Attorney General Wally Oppal said Winston Blackmore is charged with marrying 20 women, while James Oler is accused of marrying two women.

“This has been a very complex issue,” Oppal said. “It’s been with us for well over 20 years.”

Blackmore, long known as “the Bishop of Bountiful,” runs an independent sect of about 400 members in the town of Bountiful. He once ran the Canadian arm of the Utah-based Fundamentalist Church of Jesus Christ of Latter-day Saints, but was ejected in 2003 by that group’s leader, Warren Jeffs.

Oler is the bishop of Bountiful’s FLDS community loyal to Jeffs. Even though many of the town’s residents are related or have same last name, followers of the two leaders are splintered and are not allowed to talk with each other.

FLDS members practice polygamy in arranged marriages, a tradition tied to the early theology of the Mormon church. Mormons renounced polygamy in 1890 as a condition of Utah’s statehood.

Last June, Oppal appointed a special prosecutor to look into allegations of criminal abuse at Bountiful despite two earlier legal opinions that said it would be difficult to proceed with criminal charges for polygamy itself.

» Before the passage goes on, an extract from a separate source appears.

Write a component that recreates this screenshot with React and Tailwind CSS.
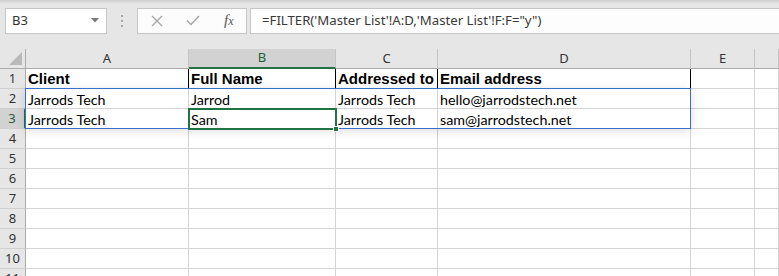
import React from "react";

const ui = { fontFamily: '"Noto Sans", "Open Sans", sans-serif' };
const cellFont = { fontFamily: 'Lato, "Liberation Sans", sans-serif' };
const boldFont = { fontFamily: '"Liberation Sans", Arial, sans-serif' };

const gridCols = "grid grid-cols-[26px_163px_147px_102px_253px_64px_1fr] auto-rows-[20px]";

const letters = ["A", "B", "C", "D", "E", ""];

const data = [
  ["Client", "Full Name", "Addressed to", "Email address", "", ""],
  ["Jarrods Tech", "Jarrod", "Jarrods Tech", "hello@jarrodstech.net", "", ""],
  ["Jarrods Tech", "Sam", "Jarrods Tech", "sam@jarrodstech.net", "", ""],
];

const rows = Array.from({ length: 11 }, (_, i) => data[i] || ["", "", "", "", "", ""]);

const FormulaBar = () => (
  <div className="bg-[#e6e6e6]">
    <div className="h-[4px] bg-gradient-to-b from-[#cdcdcd] to-[#e6e6e6]" />
    <div className="flex items-center h-[34px] pt-[9px] pb-[10px]" style={ui}>
      {/* name box */}
      <div className="ml-[5px] w-[102px] h-[26px] flex items-center justify-between bg-white border border-[#c6c6c6] pl-[6px] pr-[7px]">
        <span className="text-[13px] text-[#333]">B3</span>
        <svg width="8" height="5" viewBox="0 0 8 5">
          <path d="M0 0h8L4 4.5z" fill="#7a7a7a" />
        </svg>
      </div>
      {/* grip dots */}
      <div className="w-[30px] flex flex-col items-center gap-[3px]">
        <span className="w-[2px] h-[2px] bg-[#a8a8a8]" />
        <span className="w-[2px] h-[2px] bg-[#a8a8a8]" />
        <span className="w-[2px] h-[2px] bg-[#a8a8a8]" />
      </div>
      {/* cancel / enter / fx */}
      <div className="w-[110px] h-[26px] flex items-center bg-[#fcfcfc] border border-[#c6c6c6]">
        <svg className="ml-[13px]" width="12" height="12" viewBox="0 0 12 12">
          <path d="M1 1l10 10M11 1L1 11" stroke="#a6a6a6" strokeWidth="1.3" fill="none" />
        </svg>
        <svg className="ml-[23px]" width="14" height="11" viewBox="0 0 14 11">
          <path d="M1 5.5l4 4L13 1" stroke="#a6a6a6" strokeWidth="1.5" fill="none" />
        </svg>
        <span
          className="ml-[24px] text-[15px] italic text-[#555] leading-none"
          style={{ fontFamily: '"Liberation Serif", "DejaVu Serif", serif' }}
        >
          f<span className="text-[12px]">x</span>
        </span>
      </div>
      {/* formula input */}
      <div className="ml-[3px] flex-1 h-[26px] flex items-center bg-[#fdfdfd] border border-[#c6c6c6] border-r-0 pl-[11px]">
        <span className="text-[13.2px] text-[#3a3a3a] whitespace-nowrap">
          =FILTER('Master List'!A:D,'Master List'!F:F="y")
        </span>
      </div>
    </div>
    <div className="h-[11px]" />
  </div>
);

const Sheet = () => (
  <div className="relative">
    <div className={gridCols}>
      {/* corner */}
      <div className="bg-[#e6e6e6] border-r border-b border-[#ababab] flex items-end justify-end pr-[3px] pb-[3px]">
        <svg width="13" height="13" viewBox="0 0 13 13">
          <path d="M13 0V13H0z" fill="#b9b9b9" />
        </svg>
      </div>
      {letters.map((l, i) => (
        <div
          key={"h" + i}
          className={`flex items-center justify-center text-[13px] border-r border-[#c4c4c4] ${
            l === "B"
              ? "bg-[#d2d2d2] border-b-2 border-b-[#217346] text-[#1f5f3c]"
              : "bg-[#e6e6e6] border-b border-b-[#ababab] text-[#333]"
          }`}
          style={ui}
        >
          {l}
        </div>
      ))}

      {rows.map((r, ri) => (
        <React.Fragment key={ri}>
          <div
            className={`flex items-center justify-center text-[13px] border-b border-[#cfcfcf] ${
              ri === 2
                ? "bg-[#d2d2d2] border-r-2 border-r-[#217346] text-[#2b5a3d]"
                : "bg-[#e6e6e6] border-r border-r-[#ababab] text-[#333]"
            }`}
            style={ui}
          >
            {ri + 1}
          </div>
          {r.map((v, ci) => (
            <div
              key={ci}
              className={`flex items-center pl-[2px] pt-[2px] whitespace-nowrap bg-white border-b border-[#d4d4d4] ${
                ri === 0 && ci < 4 ? "border-r border-r-black" : "border-r border-r-[#d4d4d4]"
              } ${ri === 0 ? "font-bold text-[15px] text-black" : "text-[14.3px] text-black"}`}
              style={ri === 0 ? boldFont : cellFont}
            >
              {v}
            </div>
          ))}
        </React.Fragment>
      ))}
    </div>

    {/* selection layer drawn over the cells */}
    <div className={`absolute inset-0 pointer-events-none ${gridCols}`}>
      {/* spilled range A2:D3 */}
      <div className="col-start-2 col-end-6 row-start-3 row-end-5 -ml-px -mt-px border border-[#3a6fcf] shadow-[0_2px_10px_rgba(0,0,0,0.13)]" />
      {/* active cell B3 */}
      <div className="relative col-start-3 col-end-4 row-start-4 row-end-5 m-[-1px] border-2 border-[#217346]">
        <span className="absolute -right-[4px] -bottom-[4px] w-[6px] h-[6px] bg-[#217346] border border-white" />
      </div>
    </div>
  </div>
);

export default function App() {
  return (
    <div className="w-[779px] h-[276px] overflow-hidden bg-white">
      <FormulaBar />
      <Sheet />
    </div>
  );
}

Blackmore openly acknowledges having numerous wives and dozens of children but has said his community abhors sexual abuse of children.

Oppal said some legal experts believe polygamy charges won’t withstand a constitutional challenge in Canada over the issue of freedom of religion.

“I’ve always taken the position that’s a valid offense in law,” Oppal said. “And if someone says that it’s contrary to their religion, let a judge make that decision.”

The FLDS, with an estimated 10,000 members, is headquartered in Colorado City, Ariz., and Hildale, Utah. In 1947, a small group moved just across the border into Lister, British Columbia. The newcomers dubbed the pristine spot at the base of a snowy mountain range Bountiful.

Besides an estimated 1,000 Canadians living in Bountiful, the U.S. Embassy estimates there are about 300 Americans there who are loyal to Blackmore and 200 others who follow Jeffs, who is in jail awaiting trial in Arizona on four counts of being an accomplice to sexual conduct with a minor.